Anyway thanks again for putting this website together, I find it very helpful and drop me an email anytime. Take care, great job and thanks again.

-Yianni

  Chris wrote @ November 26th, 2007 at 14:41

I’ve been reading your post over the past few months and I truly believe I can contribute on the debate. I’m 100% Greek but I can speak on behalf of many Greeks I believe who have gone to the States to work or to study. After having spend 4 years in your country getting my master’s and working, I found myself at a very promising and compelling point in my career. I felt I was doing something meaningful, being flanked by professionals who were treating me in a professional way and I loved it. Yet, my personal life wasn’t so rewarding… I guess my hard work took a high toll… only fair.

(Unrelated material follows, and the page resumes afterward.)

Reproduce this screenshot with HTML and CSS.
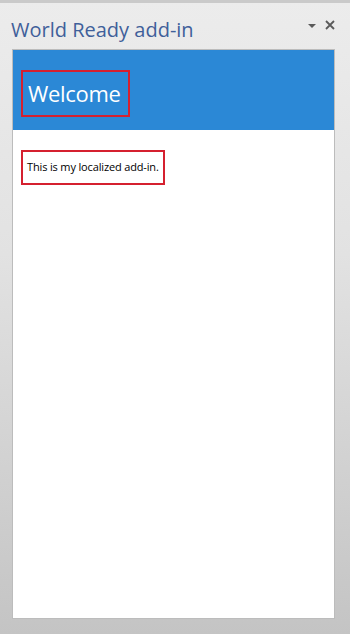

So, I had to come to a desicion about my future. Even with a personal life that didn’t seem to flourish, I was in favor of staying there because I always wanted to make a career and get fair rewards for it. My hunch was strong. I would do everything to stay. But unfortunately my visa had expired and there was no guarantee it would be renewed. I went to the Greek Consulate in new york and I couldn’t get any help. The fine institution I was working in didn’t seem to bother either. If I stayed, I would be an illegal alien. I was forced to change the course of my thought and see the positive side of me going back to Greece. I started thinking not so highly of America, of its emotionless approach to foreign people who truly want to stay and offer. I was receiving denial from everywhere, even though everyone would praise me for my work and my devotion.

Now I am back home experiencing the very things you so kindly and accurately reported. My disappointment cannot be described with words right now… Just keep up this amazing source of information for all of us. Good luck.